When I joined Bluesky on April 17, the developers were talking about federation happening in the next few days. It hasn’t happened yet. It seems to have been delayed by the demands of users to keep Nazis off the platform and other moderation issues. What happens after federation? Nobody knows, but Morgan Sung suggests in this article that federation won’t solve moderation.

It’s a long article, mostly about harassment that Black users are running into, to which the Bluesky team have responded minimally. This is one way Problem #1, the mismatch between team and user expectations, raises its head.

The team issued guidance last week on that and some other issues. The blog, one of the team told me earlier, explains their plans. Not by my standards of explaining, but opinions differ. The latest guidance was mainly that they have set up places to complain so please stop appealing to the team via the timeline. People who ask for invite codes, in particular, will be muted by the team. Which brings us to Problem #4.

People are brought into Bluesky via the waiting list (something like 2 million people) and invite codes. Distribution of invite codes is arbitrary. Supposedly users get one invite code every two weeks. Many people have gotten zero invite codes. Others have gotten many invite codes and occasionally post asking for recommendations for people to be invited. A few people got a lot of codes early and seem to be spokespeople for the team.

This produces a hierarchy of users – those blessed with invite codes and the outsiders. It’s like high school.

The distribution of invite codes seems to have largely been to software people, which has produced a user population heavily weighted toward that demographic. The user base is slowly becoming more diverse, but one of the best features of Twitter, IMO, has been the variety of expert discussions. I can participate where I have appropriate knowledge, or I can watch and learn. Intelligent discussion of current events needs a wide variety of expertise – legal, scientific, military, national security, history, geography, trade, and many others.

Expertise has existed on Twitter in loose clusters, with specialists in the center and others with relevant knowledge out to completely different expertise clusters. That talk and cross-talk has been my primary interest on Twitter. Problem #5: It has been slow to develop on Bluesky. I think there are at least two reasons for this.

First, obviously, is that there are not enough people on Bluesky, and not the right people. The national security community, the one I am most familiar with, is still represented very thinly. Further, the overall population of Bluesky is around 100,000, whereas Twitter has over 300 million users. So a few thousand followers on Bluesky is a lot. The more users, the more are likely to be online and interested in a post.

Second is what is being called “discovery.” You might see a post, or you might see a response to that post, as your follows repost or comment. Twitter hit a sweet spot in discovery. Bluesky requires (I am told) 12 likes for a post to appear on “What’s Hot,” which means that unless you have followers who do a lot of liking or a lot of followers, most posts will fall flat. I have seen a number of experts asking why their posts get no response. It is also why what I see on “What’s Hot” is mostly things that my follows have already posted or reposted, or are cat photos or soft porn.

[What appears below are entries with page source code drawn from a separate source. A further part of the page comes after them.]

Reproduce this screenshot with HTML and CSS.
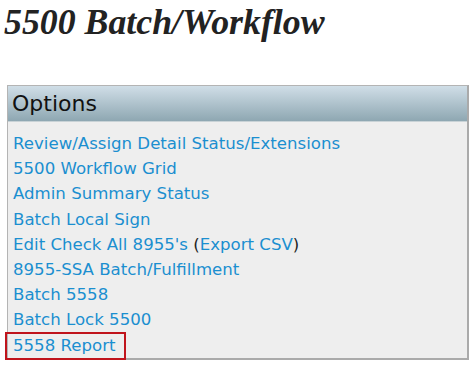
FILE: index.html
```html
<!DOCTYPE html>
<html lang="en">
<head>
    <meta charset="UTF-8">
    <title>5500 Batch/Workflow</title>
    <link rel="stylesheet" href="styles.css">
</head>
<body>
    <h1 class="page-title">5500 Batch/Workflow</h1>

    <div class="panel">
        <div class="panel-head">Options</div>
        <ul class="panel-list">
            <li><a href="#">Review/Assign Detail Status/Extensions</a></li>
            <li><a href="#">5500 Workflow Grid</a></li>
            <li><a href="#">Admin Summary Status</a></li>
            <li><a href="#">Batch Local Sign</a></li>
            <li><a href="#">Edit Check All 8955's</a> (<a href="#">Export CSV</a>)</li>
            <li><a href="#">8955-SSA Batch/Fulfillment</a></li>
            <li><a href="#">Batch 5558</a></li>
            <li><a href="#">Batch Lock 5500</a></li>
            <li class="marked"><a href="#">5558 Report</a></li>
        </ul>
    </div>
</body>
</html>
```

FILE: styles.css
```css
body {
    margin: 0;
    padding: 0 5px 0 7px;
    background: #fff;
}

.page-title {
    margin: 0 0 0 -3px;
    padding-top: 2px;
    font-family: 'Liberation Serif', 'Times New Roman', serif;
    font-style: italic;
    font-weight: bold;
    font-size: 35.8px;
    line-height: 40px;
    color: #222;
}

.panel {
    margin-top: 43px;
    border: 1px solid #b4b4b4;
    border-right: 2px solid #aaa;
    border-bottom: 2px solid #aaa;
    background: #eeeeee;
}

.panel-head {
    height: 35px;
    padding-left: 4px;
    font-family: 'DejaVu Sans', Verdana, sans-serif;
    font-size: 22px;
    line-height: 36px;
    color: #111;
    background: linear-gradient(#d0dee7, #8ea7b2);
    border-bottom: 1px solid #c8d2d6;
}

.panel-list {
    list-style: none;
    margin: 0;
    padding: 9px 0 0 0;
    font-family: 'DejaVu Sans', Verdana, sans-serif;
    font-size: 16.6px;
    line-height: 25.2px;
    color: #222;
}

.panel-list li {
    padding-left: 5px;
}

.panel-list a {
    color: #1b8fd0;
    text-decoration: none;
}

.panel-list .marked {
    display: inline-block;
    margin: -1px 0 -4px -3px;
    padding: 0 8px 0 6px;
    line-height: 24px;
    border: 2px solid #c0141c;
}
```
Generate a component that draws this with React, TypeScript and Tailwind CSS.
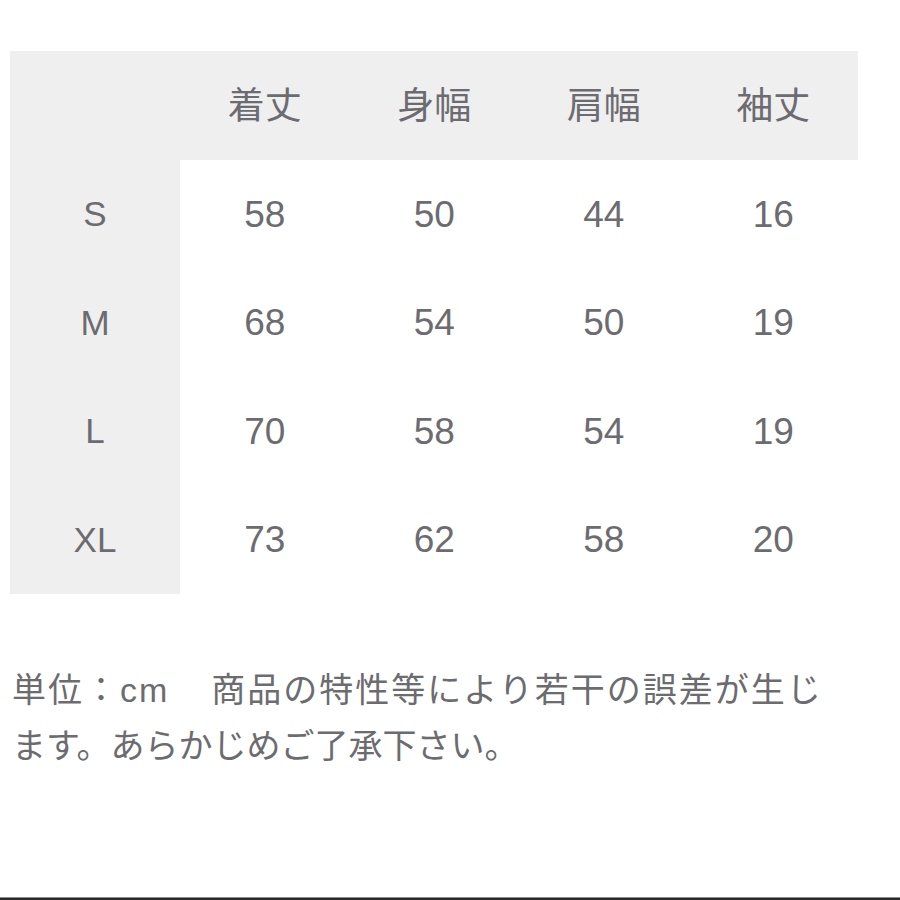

People show up on Bluesky with great excitement and then post a lot less. A lot of us are trying to use multiple platforms, with one more coming, so engagement is important. Positive feedback is the best way to keep people doing what you want them to do, and it’s been less for me on Bluesky than it is on Mastodon. Add that to the sense that I’m part of the uncool kids who don’t get invite codes, and yes, motivation goes down.

Things may get better as more people join the platform. Some of those blessed with invite codes have been kind enough to share them with me. But right now, it’s boring.